How to Calculate Torque of a Shaft: Complete Engineering Guide

Torque calculation is fundamental in mechanical engineering, particularly when designing shafts for power transmission systems. This guide provides a comprehensive approach to calculating shaft torque, including practical examples and an interactive calculator.

Shaft Torque Calculator

Torque:63.66 Nm
Power Output:9.50 kW
Angular Velocity:157.08 rad/s

Introduction & Importance of Shaft Torque Calculation

Shaft torque calculation is a critical aspect of mechanical design that ensures the safe and efficient transmission of rotational power. In mechanical systems, shafts transmit torque between components like gears, pulleys, and couplings. Accurate torque calculation prevents mechanical failures, optimizes material usage, and ensures system reliability.

The importance of proper torque calculation cannot be overstated. Undersized shafts may fail under load, leading to catastrophic system failures. Oversized shafts, while safer, result in unnecessary weight and cost. Engineers must balance these considerations to create efficient, reliable systems.

Torque (τ) is the rotational equivalent of linear force. It represents the tendency of a force to rotate an object about an axis. In shaft design, torque is typically measured in Newton-meters (Nm) or pound-feet (lb-ft). The relationship between power, torque, and rotational speed forms the foundation of shaft design calculations.

How to Use This Calculator

This interactive calculator simplifies the process of determining shaft torque based on input parameters. To use the calculator:

  1. Enter the power in kilowatts (kW) that the shaft will transmit. This is the input power to the system.
  2. Input the rotational speed in revolutions per minute (RPM). This is the speed at which the shaft rotates.
  3. Specify the efficiency of the system as a percentage. This accounts for power losses in the transmission.

The calculator automatically computes the torque, adjusted power output, and angular velocity.

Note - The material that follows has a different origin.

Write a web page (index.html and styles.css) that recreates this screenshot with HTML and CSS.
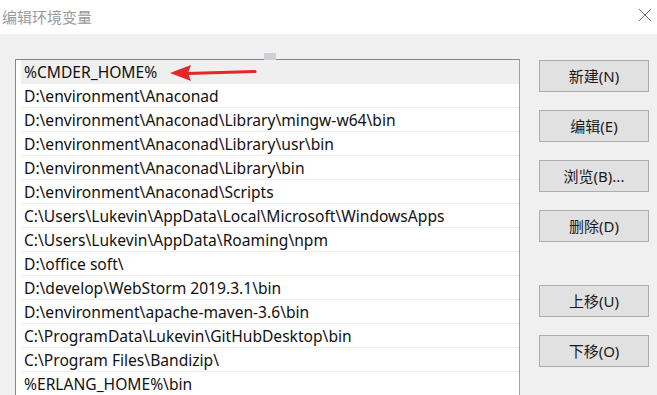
FILE: index.html
```html
<!DOCTYPE html>
<html lang="zh-CN">

<head>
  <meta charset="UTF-8">
  <title>编辑环境变量</title>
  <link rel="stylesheet" href="styles.css">
</head>

<body>
  <div class="titlebar">
    <span class="title">编辑环境变量</span>
    <svg class="close" width="14" height="14" viewBox="0 0 14 14">
      <path d="M1 1 L13 13 M13 1 L1 13" stroke="#6f6f6f" stroke-width="1" fill="none" />
    </svg>
  </div>

  <div class="content">
    <div class="listbox">
      <div class="row selected">%CMDER_HOME%</div>
      <div class="row">D:\environment\Anaconad</div>
      <div class="row">D:\environment\Anaconad\Library\mingw-w64\bin</div>
      <div class="row">D:\environment\Anaconad\Library\usr\bin</div>
      <div class="row">D:\environment\Anaconad\Library\bin</div>
      <div class="row">D:\environment\Anaconad\Scripts</div>
      <div class="row">C:\Users\Lukevin\AppData\Local\Microsoft\WindowsApps</div>
      <div class="row">C:\Users\Lukevin\AppData\Roaming\npm</div>
      <div class="row">D:\office soft\</div>
      <div class="row">D:\develop\WebStorm 2019.3.1\bin</div>
      <div class="row">D:\environment\apache-maven-3.6\bin</div>
      <div class="row">C:\ProgramData\Lukevin\GitHubDesktop\bin</div>
      <div class="row">C:\Program Files\Bandizip\</div>
      <div class="row">%ERLANG_HOME%\bin</div>
    </div>

    <div class="buttons">
      <button class="btn">新建(N)</button>
      <button class="btn">编辑(E)</button>
      <button class="btn">浏览(B)...</button>
      <button class="btn">删除(D)</button>
      <button class="btn gap">上移(U)</button>
      <button class="btn">下移(O)</button>
    </div>

    <!-- annotation drawn over the screenshot -->
    <svg class="arrow" width="100" height="20" viewBox="0 0 100 20">
      <path d="M22 11.5 L90 9.5" stroke="#e5262b" stroke-width="3.2" stroke-linecap="round" fill="none" />
      <path d="M5 11 L26 3 L23 11 L26 19 Z" fill="#e5262b" />
    </svg>
    <div class="marker"></div>
  </div>
</body>

</html>
```

FILE: styles.css
```css
/* Window */
body {
  margin: 0;
  height: 100vh;
  font-family: "Noto Sans", "Noto Sans CJK SC", sans-serif;
  background-color: #f0f0f0;
  overflow: hidden;
}

.titlebar {
  height: 34px;
  background-color: #fff;
  display: flex;
  align-items: center;
  justify-content: space-between;
  padding: 0 5px 0 2px;
}

.title {
  font-family: "Noto Sans CJK SC", sans-serif;
  font-size: 15px;
  color: #9a9a9a;
  margin-top: -2px;
}

.close {
  margin-top: -4px;
}

/* Main area */
.content {
  position: relative;
  display: flex;
  align-items: flex-start;
  padding: 25px 0 0 15px;
}

.listbox {
  width: 498px;
  height: 336px;
  overflow: hidden;
  background-color: #fff;
  border: 1px solid #828790;
  border-right-color: #a0a0a0;
  border-bottom: none;
  padding: 0 0 0 5px;
}

.row {
  height: 23px;
  line-height: 25px;
  border-bottom: 1px solid #efefef;
  padding-left: 3px;
  font-size: 15.6px;
  color: #111;
  white-space: nowrap;
  overflow: hidden;
}

.row.selected {
  background-color: #efefef;
}

/* Buttons */
.buttons {
  display: flex;
  flex-direction: column;
  gap: 18px;
  margin: 1px 0 0 19px;
}

.btn {
  width: 110px;
  height: 32px;
  background-color: #e1e1e1;
  border: 1px solid #adadad;
  font-family: "Noto Sans", "Noto Sans CJK SC", sans-serif;
  font-size: 15px;
  color: #1a1a1a;
  padding: 0 0 2px;
}

.btn.gap {
  margin-top: 25px;
}

/* Overlays */
.arrow {
  position: absolute;
  left: 165px;
  top: 28px;
}

.marker {
  position: absolute;
  left: 264px;
  top: 19px;
  width: 12px;
  height: 7px;
  background-color: #cfd0d5;
}
```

The results update in real-time as you change the input values, providing immediate feedback for design iterations.

For most industrial applications, typical efficiency values range between 90% and 98%, depending on the type of transmission and bearing losses. The default value of 95% provides a good starting point for general calculations.

Formula & Methodology

The calculation of shaft torque relies on fundamental mechanical engineering principles. The primary formula used is:

τ = (P × 60) / (2π × N)

Where:

  • τ = Torque (Nm)
  • P = Power (W)
  • N = Rotational speed (RPM)

This formula derives from the relationship between power, torque, and angular velocity (ω):

P = τ × ω

Where angular velocity in radians per second is:

ω = (2π × N) / 60

Combining these equations gives us the torque formula. The calculator also accounts for system efficiency (η) by adjusting the input power:

Pout = Pin × (η / 100)

The angular velocity is calculated as:

ω = (2π × N) / 60

Unit Conversions

When working with different unit systems, proper conversions are essential:

QuantitySI UnitImperial UnitConversion Factor
PowerkWhp1 hp = 0.7457 kW
TorqueNmlb-ft1 Nm = 0.7376 lb-ft
SpeedRPMRPMSame in both systems

For example, to convert 15 hp to kW: 15 × 0.7457 = 11.1855 kW. The calculator uses SI units by default, but you can convert your results using these factors if needed.

Real-World Examples

Understanding torque calculation through practical examples helps solidify the concepts. Here are several real-world scenarios:

Example 1: Electric Motor Shaft

An electric motor delivers 7.5 kW at 1450 RPM with 92% efficiency. Calculate the torque transmitted by the motor shaft.

Solution:

  1. Calculate effective power: 7.5 kW × 0.92 = 6.9 kW = 6900 W
  2. Apply torque formula: τ = (6900 × 60) / (2π × 1450) ≈ 46.3 Nm

This torque value would be used to select an appropriate shaft diameter based on the material's allowable shear stress.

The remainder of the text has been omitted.